Insgesamt haben 41 Bartgeier-Paar in 2020 zusammen 71 Eier gelegt aus denen 38 Küken geschlüpft sind, von denen 25 überlebt haben. Zur Kükenaufzucht in Corona-Zeiten wurde ein toller Film zusammengestellt.

Bartgeier vor der Auswilderung in Andalusien (c) Junta de Andalucia, VCF-Webseite

Die Auswilderungssaison startete und endete in Andalusien. In Andalusien wurden 8 Bartgeier freigelassen, 9 Bartgeier im Rahmen des LIFE GypConnect Projektes (2x Vercors, 2x Barronies, 5x Französisches Zentral-Massiv/Grands Causses), 2 Bartgeier im spanischen Maestrazgo und 2 Bartgeier in den Schweizer Alpen. Bis auf zwei der ausgewilderten Geier geht es allen gut. Einer aus Maestrazgo wurde leider von einem Steinadler gekillt und ein anderer Geier in Frankreich illegal abgeschossen.

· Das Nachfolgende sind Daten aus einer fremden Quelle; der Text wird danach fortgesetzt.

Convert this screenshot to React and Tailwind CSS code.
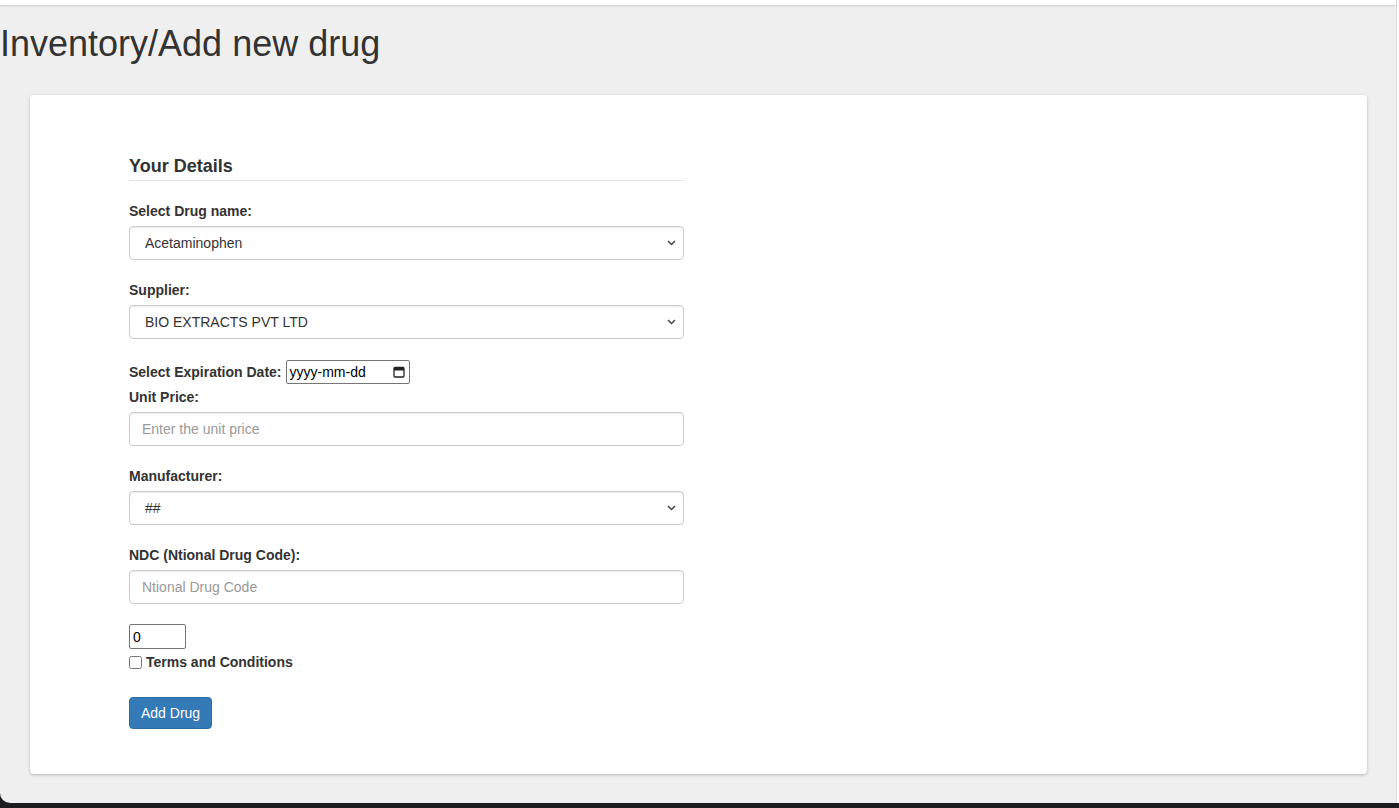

Die Brutsaison in freier Natur war ebenfalls sehr erfolgreich in 2020 mit einem neuen Rekord in den Alpen: Dort gab es 58 territoriale Paare mit 36 gesund ausgeflogenen Küken.

Bartgeier "Vigo" (c) Ashley James, VCF-Webseite

Alle ausgewilderten Bartgeier bekommen ein GPS-Gerät, um ihre Flugrouten und ihr Verhalten beobachten zu können. Dabei stachen 2020 einige Geier deutlich hervor. Einer davon ist Adonis, der nach zwei ausgiebigen Europa-Rundflügen wieder nach Südfrankreich heimgekehrt ist. Die größte Berühmtheit 2020 erlangte allerdings Bartgeier Vigo, der nach Großbritannien flog und dort zum großen Star wurde. Er ist nämlich erst der zweite Bartgeier, der je in Großbritannien gesichtet wurde. 3 Monate lang verzückte er Vogelfreunde und löste eine riesige Begeisterungswelle aus, bevor er seinen Heimflug nach Frankreich antrat.

Bartgeier-Pärchen mit Ei (c) VCF

Ende des Kalenderjahres ist die Bartgeier-Brutsaison 20/21 in Europas Gebirgen und im Netzwerk der Zuchtpartner bereits in vollem Gange. Dieses Jahr ging es in den Brutcentren besonders früh los mit einer ersten Kopulation Ende September und den ersten Eiern Ende November. Wollen wir alle hoffen, dass diese Brutsaison genauso erfolgreich wie in den Vorjahren verläuft und 2021 wieder viele junge Bartgeier ihren Weg in die freie Natur finden können!